Low interest rates driving the residential property boom – Andrew Golding

BizNews editor-at-large Jackie Cameron interviewed Pam Golding chief executive Andrew Golding during Thursday’s BizNews Power Hour, where the seasoned property expert was buoyant regarding South Africa’s residential property markets. Fifty year low interest rates have been the catalyst for the housing boom and although Golding says its tough to extrapolate forecasts for the long-term, demand should remain strong for the remainder of 2021. – Justin Rowe-Roberts 

Andrew Golding on South Africa’s residential property market:

To everyone’s surprise after lockdown, the residential market has been in an extremely good space more or less for the last twelve to fourteen months. In our most recent statistics, we have seen some real house price growth relative to inflation for the first time since 2016. The indicators are there in terms of surprising results given what everyone was predicting around the economy and the state of the economy and its effect on the housing market.

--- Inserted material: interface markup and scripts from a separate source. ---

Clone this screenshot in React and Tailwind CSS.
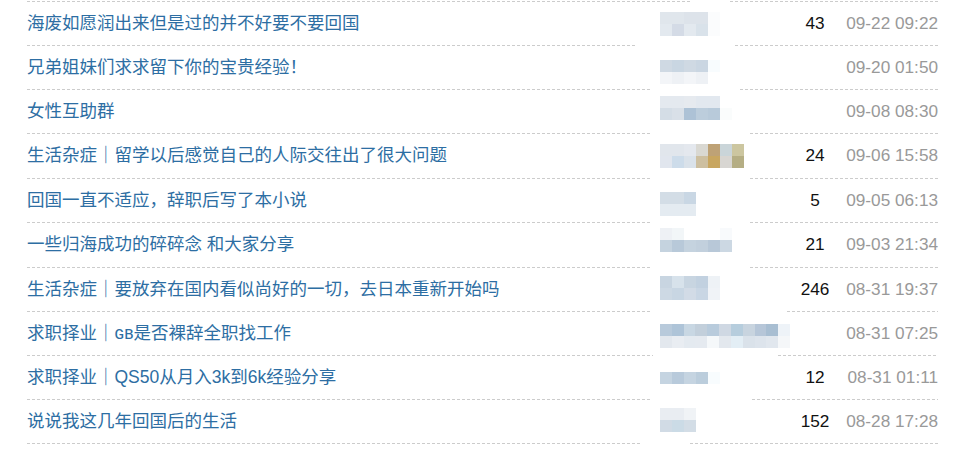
import React from 'react';

// dashed rule, 3px dash / 2px gap
const dash = 'h-px bg-[linear-gradient(to_right,#cccccc_3px,transparent_3px)] bg-[length:5px_1px]';

const topRule = ['w-[663px]', 'w-[40px]'];

const topics = [
  {
    title: '海废如愿润出来但是过的并不好要不要回国',
    count: '43',
    time: '09-22 09:22',
    h: 'h-[44px]',
    pt: 'pt-[10px]',
    rule: ['w-[610px]', 'w-[98px]'],
    mosaic: [
      ['#e0e6ec', '#e0e6ec', '#dde3ea', '#dde3ea', '#fbfcfd'],
      ['#e3e9ef', '#d4dbe6', '#e3e9ef', '#d9e2ea', '#fbfcfd'],
    ],
  },
  {
    title: '兄弟姐妹们求求留下你的宝贵经验！',
    count: '',
    time: '09-20 01:50',
    h: 'h-[44px]',
    pt: 'pt-[14px]',
    rule: ['w-[623px]', 'w-[90px]'],
    mosaic: [
      ['#cfd9e3', '#c9d6e2', '#cfd9e3', '#cad6e2', '#f8fcfe'],
      ['#f3f5f8', '#eef1f5', '#f3f5f8', '#eef1f5'],
    ],
  },
  {
    title: '女性互助群',
    count: '',
    time: '09-08 08:30',
    h: 'h-[44px]',
    pt: 'pt-[6px]',
    rule: ['w-[623px]', 'w-[100px]'],
    mosaic: [
      ['#e4e9ef', '#e4e9ef', '#e6eaef', '#e2e8ef', '#e2e8ef'],
      ['#d4dde6', '#d9e0e8', '#adc2d6', '#bccddc', '#b8cada', '#fafcfc'],
    ],
  },
  {
    title: '生活杂症｜留学以后感觉自己的人际交往出了很大问题',
    count: '24',
    time: '09-06 15:58',
    h: 'h-[45px]',
    pt: 'pt-[10px]',
    rule: ['w-[623px]', 'w-[100px]'],
    mosaic: [
      ['#e1e6ec', '#e1e6ec', '#e4e8ee', '#d9d8d2', '#bea276', '#cad5d9', '#ccc6a0'],
      ['#e1e6ee', '#cddcea', '#dae2ea', '#cdbfa0', '#c8a660', '#d8d6d2', '#b5ae84'],
    ],
  },
  {
    title: '回国一直不适应，辞职后写了本小说',
    count: '5',
    time: '09-05 06:13',
    h: 'h-[44px]',
    pt: 'pt-[13px]',
    rule: ['w-[623px]', 'w-[100px]'],
    mosaic: [
      ['#d3dde6', '#d3dde6', '#c9d7e4'],
      ['#e4ebf1', '#e4ebf1', '#e4ebf1'],
    ],
  },
  {
    title: '一些归海成功的碎碎念 和大家分享',
    count: '21',
    time: '09-03 21:34',
    h: 'h-[45px]',
    pt: 'pt-[5px]',
    rule: ['w-[623px]', 'w-[100px]'],
    mosaic: [
      ['#eef1f5', '#f2f6f8', '#ffffff', '#ffffff', '#ffffff', '#f8fafc'],
      ['#c5d3df', '#b8c9d9', '#c5d3df', '#c2d0dd', '#b8c8d8', '#ccd8e3'],
    ],
  },
  {
    title: '生活杂症｜要放弃在国内看似尚好的一切，去日本重新开始吗',
    count: '246',
    time: '08-31 19:37',
    h: 'h-[44px]',
    pt: 'pt-[8px]',
    rule: ['w-[623px]', 'w-[137px]'],
    mosaic: [
      ['#c8d5e1', '#d7e2eb', '#c8d5e1', '#c2d1e0', '#eef2f6'],
      ['#cdd9e4', '#c8d6e3', '#d2dbe6', '#c9d6e4', '#f0f3f7'],
    ],
  },
  {
    title: '求职择业｜ɢʙ是否裸辞全职找工作',
    count: '',
    time: '08-31 07:25',
    h: 'h-[44px]',
    pt: 'pt-[12px]',
    rule: ['w-[626px]', 'w-[125px]'],
    mosaic: [
      ['#b8cadb', '#aec4d8', '#c8d7e3', '#c2cfdb', '#b8cbdc', '#cfd8e3', '#b6cddd', '#c8d4df', '#b6c6d8', '#a8bed2', '#eef3f8'],
      ['#e3e8ee', '#e9edf2', '#e4eaf0', '#e5eaf0', '#f5f8fa', '#e3e8ee', '#e3eef5', '#dae2ea', '#dde4ec', '#e1e7ee', '#f5f7f9'],
    ],
  },
  {
    title: '求职择业｜QS50从月入3k到6k经验分享',
    count: '12',
    time: '08-31 01:11',
    h: 'h-[44px]',
    pt: 'pt-[16px]',
    rule: ['w-[623px]', 'w-[102px]'],
    mosaic: [['#c5d4e1', '#b8cadb', '#c5d4e1', '#bbcddc', '#f8fcfe']],
  },
  {
    title: '说说我这几年回国后的生活',
    count: '152',
    time: '08-28 17:28',
    h: 'h-[44px]',
    pt: 'pt-[8px]',
    rule: ['w-[613px]', 'w-[50px]'],
    mosaic: [
      ['#e9edf2', '#e9edf2', '#f0f3f6'],
      ['#d1dbe5', '#cbdbe6', '#d3dde6'],
    ],
  },
];

// bottom rule with the author column left blank
const Rule = ({ widths }) => (
  <div className="flex h-px">
    <div className={`${dash} ${widths[0]}`} />
    <div className={widths[1]} />
    <div className={`${dash} flex-1`} />
  </div>
);

const Mosaic = ({ rows }) => (
  <div className="flex flex-col">
    {rows.map((row, i) => (
      <div key={i} className="flex">
        {row.map((c, j) => (
          <div key={j} className="w-[12px] h-[12px]" style={{ backgroundColor: c }} />
        ))}
      </div>
    ))}
  </div>
);

const TopicRow = ({ topic }) => (
  <div className={`flex flex-col ${topic.h}`}>
    <div className="flex flex-1 items-center">
      <div className="w-[623px] whitespace-nowrap text-[17.5px] text-[#2d6ea3]">{topic.title}</div>
      <div className={`w-[140px] self-stretch pl-[10px] ${topic.pt}`}>
        <Mosaic rows={topic.mosaic} />
      </div>
      <div className="w-[50px] text-center text-[#111111]">{topic.count}</div>
      <div className="flex-1 text-right text-[#999999] whitespace-nowrap">{topic.time}</div>
    </div>
    <Rule widths={topic.rule} />
  </div>
);

export default function App() {
  return (
    <div className="w-[973px] h-[454px] overflow-hidden bg-white font-['Liberation_Sans','Noto_Sans_CJK_SC',sans-serif] text-[17.2px] leading-none">
      <div className="ml-[27px] w-[911px]">
        <div className="pt-px">
          <Rule widths={topRule} />
        </div>
        {topics.map((t) => (
          <TopicRow key={t.time} topic={t} />
        ))}
      </div>
    </div>
  );
}
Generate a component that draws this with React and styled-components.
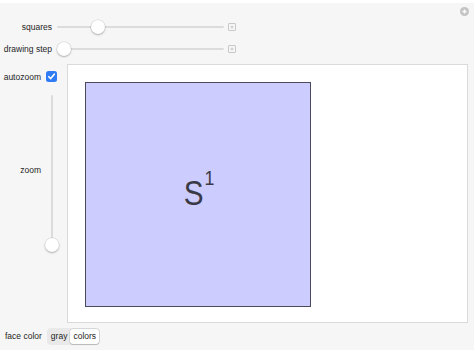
import React from "react";
import styled, { createGlobalStyle } from "styled-components";

const Global = createGlobalStyle`
  html, body { margin: 0; padding: 0; background: #ffffff; }
  body { font-family: "Liberation Sans", Arial, sans-serif; }
`;

const Panel = styled.div`
  position: relative;
  width: 474px;
  height: 347px;
  margin-top: 3px;
  background: #f6f6f6;
  padding-top: 13px;
  box-sizing: border-box;
  display: flex;
  flex-direction: column;
  font-size: 8.5px;
  color: #1e1e1e;
`;

const CornerButton = styled.div`
  position: absolute;
  top: 4px;
  right: 5px;
  width: 9px;
  height: 9px;
  border-radius: 50%;
  background: #c4c4c4;
  display: flex;
  align-items: center;
  justify-content: center;
`;

const ControlRow = styled.div`
  display: flex;
  align-items: center;
  height: 22px;
`;

const Label = styled.div`
  width: ${(p) => p.$w || 52}px;
  text-align: right;
  white-space: nowrap;
  font-size: 8.5px;
  color: #1e1e1e;
`;

const HSlider = styled.div`
  position: relative;
  width: 176px;
  height: 16px;
  margin-left: -2px;
  display: flex;
  align-items: center;
  padding: 0 2px 0 7px;
  box-sizing: border-box;
`;

const HTrack = styled.div`
  flex: 1;
  height: 2px;
  background: #dcdcdc;
  border-radius: 1px;
`;

const Thumb = styled.div`
  position: absolute;
  width: 14px;
  height: 14px;
  border-radius: 50%;
  background: #fff;
  box-shadow: 0 0 0 0.5px rgba(0, 0, 0, 0.12), 0 1px 2px rgba(0, 0, 0, 0.25);
  transform: translate(-50%, -50%);
`;

const PlusBox = styled.div`
  width: 6px;
  height: 6px;
  border: 1px solid #c8c8c8;
  border-radius: 1px;
  margin-left: 2px;
  display: flex;
  align-items: center;
  justify-content: center;
`;

const Main = styled.div`
  display: flex;
  margin-top: 4px;
`;

const LeftCol = styled.div`
  width: 67px;
  display: flex;
  flex-direction: column;
`;

const CheckRow = styled.div`
  display: flex;
  align-items: center;
  height: 24px;
  padding-top: 1px;
  box-sizing: border-box;
`;

const Check = styled.div`
  width: 11px;
  height: 11px;
  border-radius: 2.5px;
  background: #2f7cf6;
  margin-left: 5px;
  display: flex;
  align-items: center;
  justify-content: center;
`;

const VArea = styled.div`
  display: flex;
  align-items: center;
  height: 164px;
`;

const VSlider = styled.div`
  position: relative;
  width: 14px;
  height: 164px;
  margin-left: 4px;
  display: flex;
  justify-content: center;
  padding: 7px 0;
  box-sizing: border-box;
`;

const VTrack = styled.div`
  width: 2px;
  background: #dcdcdc;
  border-radius: 1px;
`;

const Plot = styled.div`
  width: 401px;
  height: 259px;
  background: #fff;
  border: 1px solid #dadada;
  box-sizing: border-box;
  padding: 17px 0 0 17px;
`;

const Square = styled.div`
  width: 226px;
  height: 225px;
  background: #ccccff;
  border: 1px solid #4a4a5a;
  box-sizing: border-box;
  display: flex;
  align-items: center;
  justify-content: center;
  font-family: "Liberation Sans", Arial, sans-serif;
  color: #3a3a46;
`;

const Math = styled.div`
  display: flex;
  align-items: flex-start;
  line-height: 1;
  margin-top: -4px;
  margin-left: 2px;
  transform: scaleX(0.85);
`;

const Base = styled.span`
  font-size: 35px;
`;

const Sup = styled.span`
  font-size: 21px;
  margin-top: -8px;
  margin-left: 1px;
`;

const Bottom = styled.div`
  display: flex;
  align-items: center;
  height: 26px;
  padding-left: 5px;
`;

const Segmented = styled.div`
  display: flex;
  margin-left: 5px;
  background: #e9e9e9;
  border-radius: 4px;
  padding: 1px;
`;

const Seg = styled.div`
  height: 15px;
  padding: 0 3px;
  display: flex;
  align-items: center;
  font-size: 8.5px;
  color: #1e1e1e;
  border-radius: 3px;
  background: ${(p) => (p.$active ? "#fff" : "transparent")};
  box-shadow: ${(p) => (p.$active ? "0 0 0 0.5px rgba(0,0,0,0.15), 0 1px 1px rgba(0,0,0,0.15)" : "none")};
`;

function Slider({ value }) {
  return (
    <HSlider>
      <HTrack />
      <Thumb style={{ left: `${14 + value * 153}px`, top: "50%" }} />
    </HSlider>
  );
}

function Plus() {
  return (
    <PlusBox>
      <svg width="4" height="4" viewBox="0 0 4 4">
        <path d="M2 0.5V3.5M0.5 2H3.5" stroke="#c8c8c8" strokeWidth="1" />
      </svg>
    </PlusBox>
  );
}

export default function App() {
  return (
    <>
      <Global />
      <Panel>
        <CornerButton>
          <svg width="7" height="7" viewBox="0 0 7 7">
            <path d="M3.5 1.5V5.5M1.5 3.5H5.5" stroke="#fff" strokeWidth="1.3" />
          </svg>
        </CornerButton>
        <ControlRow>
          <Label>squares</Label>
          <Slider value={0.22} />
          <Plus />
        </ControlRow>
        <ControlRow>
          <Label>drawing step</Label>
          <Slider value={0} />
          <Plus />
        </ControlRow>
        <Main>
          <LeftCol>
            <CheckRow>
              <Label $w={41}>autozoom</Label>
              <Check>
                <svg width="9" height="9" viewBox="0 0 9 9">
                  <path d="M1.8 4.7L3.7 6.6L7.3 2.2" fill="none" stroke="#fff" strokeWidth="1.6" strokeLinecap="round" strokeLinejoin="round" />
                </svg>
              </Check>
            </CheckRow>
            <VArea>
              <Label $w={41}>zoom</Label>
              <VSlider>
                <VTrack />
                <Thumb style={{ left: "50%", top: "157px" }} />
              </VSlider>
            </VArea>
          </LeftCol>
          <Plot>
            <Square>
              <Math>
                <Base>S</Base>
                <Sup>1</Sup>
              </Math>
            </Square>
          </Plot>
        </Main>
        <Bottom>
          <span>face color</span>
          <Segmented>
            <Seg>gray</Seg>
            <Seg $active>colors</Seg>
          </Segmented>
        </Bottom>
      </Panel>
    </>
  );
}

On the rental market in South Africa:

I think the rental market has generally been under pressure. I think that’s a combination of the fact that, as I alluded to earlier, first time home buyers and a number of people that would ordinarily rent are taking a view to buy. Tenants have the upper hand with landlords at the moment and in the Covid environment were certainly negotiating rental reductions. Even in the post lockdown environment, renters have been keenly aware that a landlord is generally better off renegotiating with an existing tenant rather than trying to find a new one.

On whether this is the bottom of the property market – and is this the right time to buy? 

I think it’s so difficult to say because we are in such unprecedented times in terms of Covid and its effects. We really don’t know how this is going to play itself out. We are generally having to take some really short term views and our best guess in terms of the balance of this year is that we are going to continue to find ourselves in a low interest rate environment which is going to be good for the continuation of the current market conditions.